- Origin: Orlando, Florida, U.S.
- Genres: R&B, soul
- Occupation: Record executive
- Years active: 2000–present
- Labels: Melvin Brown Music Group (MBMG), S&B Creative, Konvict Muzik
- Website: www.snbcreative.com

= Melvin Brown (music manager) =

Melvin Brown is an American record executive and talent manager. Brown, a relative of fellow music executive Johnny Wright, is credited with having discovered Senegalese-American singer Akon in 2002. The following year, Brown, Akon, and the latter's brother Bu Thiam co-founded the record label, Konvict Muzik, as an imprint of Universal Motown Records.
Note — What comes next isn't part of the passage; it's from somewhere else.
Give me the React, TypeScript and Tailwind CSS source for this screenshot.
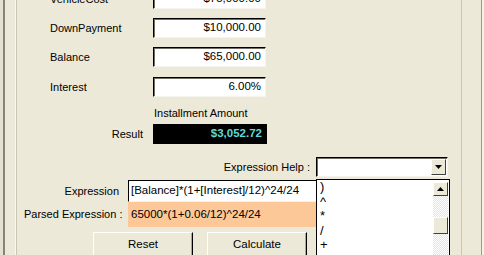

Konvict has signed artists including T-Pain, Cyhi the Prynce, and Verse Simmonds.

==Career==

===2000–2002===
Melvin Brown began his career in media after graduating from Duke University and moving to Orlando, Florida to work as an assistant to his first cousin, record executive Johnny Wright. It was there he "learned the ropes" of the industry by working on projects for international superstars like the Backstreet Boys, *NSYNC, Boyz II Men, Britney Spears, and more.
In 2002, while working for Wright, Brown discovered the then unknown recording artist Akon.

===2003–2009===
In 2003, Akon and Brown founded Konvict Muzik. Konvict Muzik has signed artists such as T-Pain, Verse Simmonds and Cyhi the Prynce.

===2011–2015===
In 2011, Brown formed the Melvin Brown Media Group (MBMG), a multimedia company.